Suppose an element $$v \in V$$ has two representations as linear combinations of elements in $$B$$:
$$v = c_1 v_1 + \ldots + c_n v_n$$
$$v = d_1 v_1 + \ldots + d_n v_n$$
where $$v_i \in B$$ and $$c_i, d_i \in k$$ (we can use the same set of $$v_i$$ by padding with zero coefficients if necessary).
Subtracting the two equations, we get:
$$0 = (c_1 - d_1)v_1 + \ldots + (c_n - d_n)v_n$$
Since $$B$$ is linearly independent, all coefficients must be zero:
$$c_1 - d_1 = 0 \implies c_1 = d_1$$
$$\ldots$$
$$c_n - d_n = 0 \implies c_n = d_n$$
This shows that if a set $$B$$ is linearly independent and spans $$V$$, the representation of any vector as a linear combination of elements of $$B$$ is unique.

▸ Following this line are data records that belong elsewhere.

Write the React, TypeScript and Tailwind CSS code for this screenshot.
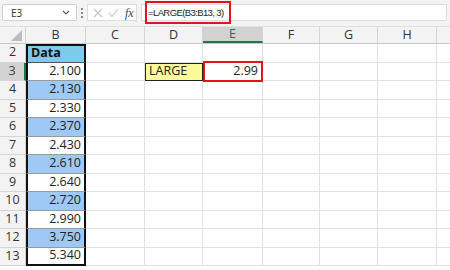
import React from "react";

const cols = [
  { key: "B", w: 60 },
  { key: "C", w: 59 },
  { key: "D", w: 58 },
  { key: "E", w: 60 },
  { key: "F", w: 57 },
  { key: "G", w: 58 },
  { key: "H", w: 59 },
  { key: "I", w: 20 },
];

const data = ["2.100", "2.130", "2.330", "2.370", "2.430", "2.610", "2.640", "2.720", "2.990", "3.750", "5.340"];

function Cell({ w, className = "", children }: { w: number; className?: string; children?: React.ReactNode }) {
  return (
    <div
      className={`shrink-0 h-full border-r border-b border-[#e1e1e1] flex items-center ${className}`}
      style={{ width: w }}
    >
      {children}
    </div>
  );
}

export default function App() {
  const rows = Array.from({ length: 12 }, (_, i) => i + 2);
  return (
    <div
      className="w-[450px] h-[270px] overflow-hidden bg-white text-[#222] relative"
      style={{ fontFamily: '"Open Sans", "Noto Sans", sans-serif' }}
    >
      {/* formula bar */}
      <div className="h-[27px] bg-[#f3f3f3] flex items-start pt-[4px] relative border-b border-[#e0e0e0]">
        <div className="ml-[2px] w-[75px] h-[17px] bg-white border border-[#cfcfcf] rounded-[2px] flex items-center justify-between pl-[8px] pr-[6px]">
          <span className="text-[10px] text-[#333] leading-none">E3</span>
          <svg width="8" height="5" viewBox="0 0 8 5">
            <path d="M1 1 L4 4 L7 1" fill="none" stroke="#555" strokeWidth="1.1" />
          </svg>
        </div>
        <div className="w-[10px] h-[17px] flex flex-col items-center justify-center gap-[2px]">
          <span className="w-[2px] h-[2px] bg-[#666] rounded-full" />
          <span className="w-[2px] h-[2px] bg-[#666] rounded-full" />
          <span className="w-[2px] h-[2px] bg-[#666] rounded-full" />
        </div>
        <div className="w-[50px] h-[17px] bg-white border border-[#dcdcdc] flex items-center pl-[5px] gap-[5px]">
          <svg width="10" height="10" viewBox="0 0 10 10">
            <path d="M1 1 L9 9 M9 1 L1 9" stroke="#c4c4c4" strokeWidth="1.1" />
          </svg>
          <svg width="11" height="10" viewBox="0 0 11 10">
            <path d="M1 5 L4 8.5 L10 1" fill="none" stroke="#c4c4c4" strokeWidth="1.1" />
          </svg>
          <span
            className="text-[12px] italic text-[#444] leading-none ml-[1px]"
            style={{ fontFamily: '"Liberation Serif", serif' }}
          >
            <i>f</i>x
          </span>
        </div>
        <div className="ml-[4px] flex-1 mr-[3px] h-[17px] bg-white border border-[#dcdcdc] relative">
          <div className="absolute left-[3px] top-[-4px] w-[86px] h-[23px] border-[2.5px] border-[#e2141b] flex items-center pl-[1px]">
            <span
              className="text-[9.5px] text-[#222] leading-none tracking-[-0.6px] whitespace-nowrap"
              style={{ fontFamily: '"Liberation Sans", sans-serif' }}
            >
              =LARGE(B3:B13, 3)
            </span>
          </div>
        </div>
      </div>

      {/* header row */}
      <div className="h-[17px] flex bg-[#f3f3f3] border-b border-[#c8c8c8]">
        <div className="w-[26px] shrink-0 h-full border-r border-[#d4d4d4] relative">
          <svg className="absolute right-[3px] bottom-[2px]" width="11" height="11" viewBox="0 0 11 11">
            <path d="M11 0 L11 11 L0 11 Z" fill="#bcbcbc" />
          </svg>
        </div>
        {cols.map((c) => (
          <div
            key={c.key}
            className={`shrink-0 h-full border-r border-[#d4d4d4] flex items-center justify-center text-[12.5px] ${
              c.key === "E" ? "bg-[#d2d2d2] text-[#2e6b4a] border-b-2 border-b-[#217346]" : "text-[#333]"
            }`}
            style={{ width: c.w }}
          >
            {c.key === "I" ? "" : c.key}
          </div>
        ))}
      </div>

      {/* rows */}
      {rows.map((r) => {
        const isBlue = r >= 3 && r % 2 === 0;
        return (
          <div key={r} className="h-[18.5px] flex">
            <div
              className={`w-[26px] shrink-0 h-full border-r border-b border-[#d4d4d4] flex items-center justify-center text-[12.5px] ${
                r === 3 ? "bg-[#d2d2d2] text-[#444] border-r-2 border-r-[#217346]" : "bg-[#f3f3f3] text-[#333]"
              }`}
            >
              {r}
            </div>
            {cols.map((c) => {
              if (c.key === "B") {
                if (r === 2) {
                  return (
                    <div
                      key={c.key}
                      className="shrink-0 h-full bg-[#7dcbec] border-2 border-b border-[#111] border-b-[#555] flex items-center pl-[3px] text-[12.5px] font-bold text-[#111]"
                      style={{ width: c.w }}
                    >
                      Data
                    </div>
                  );
                }
                return (
                  <div
                    key={c.key}
                    className={`shrink-0 h-full border-x-2 border-x-[#111] ${
                      r === 13 ? "border-b-2 border-b-[#111]" : "border-b border-b-[#9a9a9a]"
                    } ${isBlue ? "bg-[#9ec8f5]" : "bg-white"} flex items-center justify-end pr-[3px] text-[12.5px] text-[#222]`}
                    style={{ width: c.w }}
                  >
                    {data[r - 3]}
                  </div>
                );
              }
              if (r === 3 && c.key === "D") {
                return (
                  <div
                    key={c.key}
                    className="shrink-0 h-full bg-[#fbfb9c] border border-[#222] flex items-center pl-[3px] text-[12.5px] text-[#222]"
                    style={{ width: c.w }}
                  >
                    LARGE
                  </div>
                );
              }
              if (r === 3 && c.key === "E") {
                return (
                  <div
                    key={c.key}
                    className="shrink-0 h-[21px] -mt-[1.5px] bg-white border-[2.5px] border-[#e2141b] flex items-center justify-end pr-[3px] text-[12.5px] text-[#222] relative z-10"
                    style={{ width: c.w }}
                  >
                    2.99
                  </div>
                );
              }
              return <Cell key={c.key} w={c.w} />;
            })}
          </div>
        );
      })}
    </div>
  );
}
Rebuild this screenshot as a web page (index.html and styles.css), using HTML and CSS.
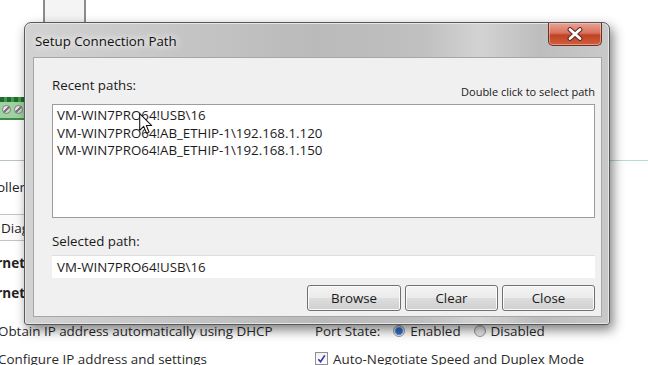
FILE: index.html
```html
<!DOCTYPE html>
<html>
<head>
<meta charset="utf-8">
<link rel="stylesheet" href="styles.css">
</head>
<body>
<div class="screen">
  <div class="app">
    <div class="topbar"><div class="topcell"></div></div>
    <div class="middle">
      <div class="side">
        <div class="terminal">
          <div class="term-top"></div>
          <div class="term-screws"><span class="screw"></span><span class="screw"></span></div>
        </div>
        <div class="side-line"></div>
        <div class="clip end ctrl"><span>Controller</span></div>
        <div class="clip tab"><span>Diagnostics</span></div>
        <div class="clip end bold first"><span>Ethernet</span></div>
        <div class="clip end bold"><span>Ethernet</span></div>
      </div>
      <div class="rightside"><div class="teal-line"></div></div>
    </div>
    <div class="rows">
      <div class="row">
        <div class="cell-left">Obtain IP address automatically using DHCP</div>
        <div class="cell-right">
          <span>Port State:</span>
          <span class="radio on"></span><span>Enabled</span>
          <span class="radio"></span><span>Disabled</span>
        </div>
      </div>
      <div class="row">
        <div class="cell-left">Configure IP address and settings</div>
        <div class="cell-right">
          <span class="check"><svg viewBox="0 0 12 12" width="12" height="12"><path d="M2.5 6.2 L5 9 L9.6 2" fill="none" stroke="#3a2fb0" stroke-width="1.8"/></svg></span>
          <span>Auto-Negotiate Speed and Duplex Mode</span>
        </div>
      </div>
    </div>
  </div>

  <div class="dialog">
    <div class="titlebar">
      <span class="title">Setup Connection Path</span>
      <div class="closebtn">
        <svg viewBox="0 0 20 14" width="20" height="14">
          <path d="M5 2.5 L15 11.5 M15 2.5 L5 11.5" stroke="#5a2a22" stroke-width="4.8" stroke-linecap="round"/>
          <path d="M5 2.5 L15 11.5 M15 2.5 L5 11.5" stroke="#ffffff" stroke-width="2.8" stroke-linecap="round"/>
        </svg>
      </div>
    </div>
    <div class="client">
      <div class="head">
        <span class="label">Recent paths:</span>
        <span class="hint">Double click to select path</span>
      </div>
      <div class="list">
        <div class="item">VM-WIN7PRO64!USB\16</div>
        <div class="item">VM-WIN7PRO64!AB_ETHIP-1\192.168.1.120</div>
        <div class="item">VM-WIN7PRO64!AB_ETHIP-1\192.168.1.150</div>
      </div>
      <div class="label sel">Selected path:</div>
      <div class="textbox">VM-WIN7PRO64!USB\16</div>
      <div class="buttons">
        <div class="btn b1">Browse</div>
        <div class="btn">Clear</div>
        <div class="btn">Close</div>
      </div>
    </div>
  </div>

  <svg class="cursor" viewBox="0 0 13 21" width="14" height="22">
    <path d="M0.5 0.5 L0.5 16.5 L4.3 12.8 L7 19.2 L9.4 18.2 L6.8 12 L12 12 Z" fill="#ffffff" stroke="#111" stroke-width="1" stroke-linejoin="round"/>
  </svg>
</div>
</body>
</html>
```
FILE: styles.css
```css
* { box-sizing: border-box; }
html, body { margin: 0; padding: 0; }
body {
  width: 648px;
  height: 365px;
  overflow: hidden;
  background: #ffffff;
  font-family: "Open Sans", "Noto Sans", sans-serif;
  color: #1f1f1f;
}
.screen {
  position: relative;
  width: 648px;
  height: 365px;
  overflow: hidden;
}

/* background application */
.app {
  display: flex;
  flex-direction: column;
  height: 365px;
}
.app > * { flex: none; }
.topbar {
  height: 22px;
  display: flex;
}
.topcell {
  margin-left: 43px;
  width: 43px;
  height: 22px;
  border-left: 2px solid #8c8c8c;
  border-right: 2px solid #8c8c8c;
  background: #f4f4f4;
}
.middle {
  display: flex;
  height: 299px;
}
.side {
  width: 25px;
  display: flex;
  flex-direction: column;
}
.terminal {
  margin-top: 75px;
  height: 23px;
  display: flex;
  flex-direction: column;
  background: #9fd2a2;
  border-bottom: 2px solid #3f8a48;
}
.term-top {
  height: 5px;
  background: repeating-linear-gradient(to right, #1f6a2c 0 4px, #3f9a4b 4px 7px);
}
.term-screws {
  display: flex;
  gap: 3px;
  padding: 3px 1px 0 2px;
}
.screw {
  width: 9px;
  height: 9px;
  border-radius: 50%;
  background: linear-gradient(135deg, #e8e8e8 0 40%, #7a7a7a 40% 58%, #d0d0d0 58%);
  border: 1px solid #808080;
}
.side-line {
  margin-top: 40px;
  height: 1px;
  background: #b8c4c4;
}
.clip {
  display: flex;
  overflow: hidden;
  white-space: nowrap;
  font-size: 13.5px;
  line-height: 18px;
  color: #222;
}
.clip.end { justify-content: flex-end; }
.ctrl { margin-top: 17px; }
.tab {
  margin-top: 18px;
  height: 27px;
  align-items: center;
  justify-content: flex-start;
  padding-left: 1px;
  border-top: 1px solid #c4c4c4;
  border-bottom: 1px solid #c4c4c4;
  background: #fbfbfb;
}
.bold { font-weight: 700; margin-top: 12px; }
.bold.first { margin-top: 13px; }
.rightside { flex: 1; }
.teal-line {
  margin-top: 138px;
  margin-left: 585px;
  height: 1px;
  background: #b4dcd8;
}
.rows {
  display: flex;
  flex-direction: column;
  gap: 9px;
  font-size: 13.4px;
  color: #2a2a2a;
}
.row {
  display: flex;
  height: 19px;
  align-items: center;
}
.cell-left {
  width: 315px;
  margin-left: -2px;
  white-space: nowrap;
  flex: none;
}
.cell-right {
  display: flex;
  align-items: center;
  gap: 5px;
  margin-left: 2px;
  white-space: nowrap;
}
.radio {
  width: 12px;
  height: 12px;
  border-radius: 50%;
  border: 1px solid #9a9a9a;
  background: radial-gradient(circle, #f4f4f4, #dcdcdc);
  margin-left: 8px;
}
.radio.on {
  background: radial-gradient(circle, #2f6fd0 0 3px, #5b9be0 3px 4px, #e6e6e6 4px);
}
.check {
  width: 13px;
  height: 13px;
  border: 1px solid #8e8f8f;
  background: linear-gradient(#f0f0f0, #ffffff);
  display: flex;
}
.check svg { display: block; }

/* dialog window */
.dialog {
  position: absolute;
  left: 24px;
  top: 22px;
  width: 586px;
  height: 303px;
  display: flex;
  flex-direction: column;
  border: 1px solid #55585c;
  border-radius: 7px 7px 3px 3px;
  background: linear-gradient(to right, #d2d2d2, #c6c6c6 25%, #bababa 50%, #c0c0c0 68%, #d3d3d3 78%, #bdbdbd 88%, #c9c9c9);
  box-shadow: 3px 5px 12px rgba(0, 0, 0, 0.5), inset 0 0 0 1px #e6e6e6;
}
.titlebar {
  height: 34px;
  display: flex;
  align-items: flex-start;
  justify-content: space-between;
  padding-left: 10px;
  padding-right: 7px;
}
.title {
  margin-top: 9px;
  font-size: 13.3px;
  line-height: 18px;
  color: #111;
  text-shadow: 0 0 6px #ffffff, 0 0 10px #ffffff;
}
.closebtn {
  width: 54px;
  height: 23px;
  border: 1px solid #6b3127;
  border-top: none;
  border-radius: 0 0 5px 5px;
  background: linear-gradient(#eaa293, #d8735d 45%, #c04325 55%, #cf5e3d);
  box-shadow: inset 0 0 0 1px rgba(255, 210, 200, 0.5);
  display: flex;
  align-items: center;
  justify-content: center;
}
.closebtn svg { display: block; }
.client {
  flex: 1;
  margin: 0 7px 7px 8px;
  background: #f0f0f0;
  border: 1px solid #a3a7ab;
  padding: 0 6px 0 18px;
  display: flex;
  flex-direction: column;
}
.head {
  margin-top: 18px;
  display: flex;
  justify-content: space-between;
  align-items: flex-start;
}
.label {
  font-size: 13.3px;
  line-height: 18px;
  color: #1a1a1a;
}
.hint {
  font-size: 11px;
  line-height: 14px;
  padding-top: 9px;
  color: #1a1a1a;
}
.list {
  margin-top: 5px;
  height: 114px;
  background: #ffffff;
  border: 1px solid #9c9c9c;
  padding: 2px 4px;
}
.item {
  font-size: 13.3px;
  line-height: 17.5px;
  white-space: nowrap;
  color: #1c1c1c;
}
.sel { margin-top: 14px; }
.textbox {
  margin-top: 5px;
  height: 23px;
  background: #ffffff;
  border-top: 1px solid #dedede;
  padding-left: 5px;
  font-size: 13.3px;
  line-height: 22px;
  color: #1c1c1c;
}
.buttons {
  margin-top: 7px;
  display: flex;
  justify-content: flex-end;
  gap: 4px;
}
.btn {
  width: 93px;
  height: 26px;
  border: 1px solid #707070;
  border-radius: 3px;
  background: linear-gradient(#f3f3f3, #ebebeb 48%, #dddddd 52%, #cfcfcf);
  box-shadow: inset 0 0 0 1px #fbfbfb;
  display: flex;
  align-items: center;
  justify-content: center;
  font-size: 13.3px;
  color: #1a1a1a;
}
.btn.b1 { width: 94px; }

.cursor {
  position: absolute;
  left: 139px;
  top: 113px;
}
```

This applies whether $$V$$ is considered a vector space or a module over a field.

Question1.step10 (Proof of Part (ii): Equivalence of Basis Definitions - Step 4: Conclusion)

Combining the findings from the previous steps:
* A subset $$B$$ is linearly independent as a vector space basis if and only if it is linearly independent as a $$k$$-module basis (since the definition is identical).
* If $$B$$ spans $$V$$ and is linearly independent, then any element in $$V$$ has a unique linear combination representation in terms of elements of $$B$$. This uniqueness is part of the definition of a module basis but is an automatic consequence of linear independence and spanning for vector spaces.
Therefore, the conditions for a set to be a basis of a vector space over a field $$k$$ are precisely the same as the conditions for it to be a basis of a free $$k$$-module. This establishes the equivalence: a subset $$B$$ of $$V$$ is a basis of $$V$$ considered as a vector space if and only if $$B$$ is a basis of $$V$$ considered as a free $$k$$-module.